3 entry daha
  • şimdi bir kere; otiosus sıfatını anlamadan üzerine konuşamayacağımız tanrıdır bu.
    daha sonra kendisinden 'boş vakit, serbestlik, kamu işlerinden uzakta, sakin ve dinlenmede üretime geçilen zaman' manalarına gelen otium,-i (n) isminin türediği otiosus sıfatı da, içinde serbestlik, boşluk manalarını taşır, fakat; bu boşluğu şöyle algılamalıyız;
    bir çalışan görevinden ayrılmıştır; bir asker askerlikten çıkmıştır, kaçmıştır, çiftliğine yerleşmiştir. ve kendini artık edebi üretime vermiştir. veyahut kendisini çiftçiliğe vermiştir, yani vasfını kenara koyup, kendisiyle ilgili üretime geçmiştir. işte bu adamın, çiftlikte geçirdiği vakit otium'dur, yaptığı hareketin kendisine kazandırdığı sıfat da otiosus'tur. yani boş boş, aylak durma manası yoktur.
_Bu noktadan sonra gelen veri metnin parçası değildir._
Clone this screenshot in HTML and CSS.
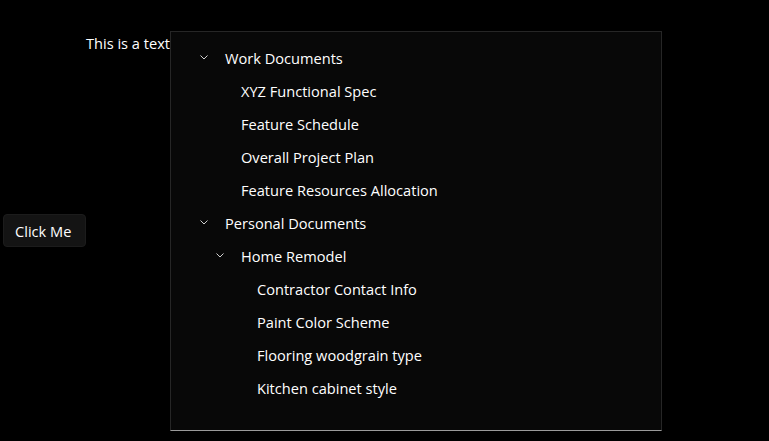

    şimdi gelelim deus otiosus 'a;
    bu tanrı da aslında tanrılık karakterini yitirmemiştir, görevlerinden ayrılmıştır. hatta onun varlığının teminatı olan vasfını bile terketmiştir. yönetici değildir, yargılayıcı değildir, iyi ile kötü, sevap ile günah üzerinden kullarını değerlendirmez, tamamiyle kendine dönmüştür.
    işlevini yitirmiş olmasından çok, onu bırakmış kendisine dönmüş olması ilk akla gelmesi gerekendir.

    belki de kendisini aramaya çekilmiş, tanrıtanımazlıkla vaktini öldürüyor, üretiyor olabilir, neden olmasın.

    not: şu an aklıma gelen örnek;
    sözlükte bir mod. düşünün. moderatörlükten ayrılmıyor ama hiçbir şey de yapmıyor sözlüğün yönetimiyle ilgili, kimdir nedir 'ine baktığınızda moderatör olduğunu görüyorsunuz ama kendisini diyelim sözlükle ilgili kitap yazmaya verdi, yine sözlükle alakalı ama, moderasyonla yani temel vasfıyla alakalı bir iş yapmamakta. işte biz o moderatöre; moderator otiosus diyoruz.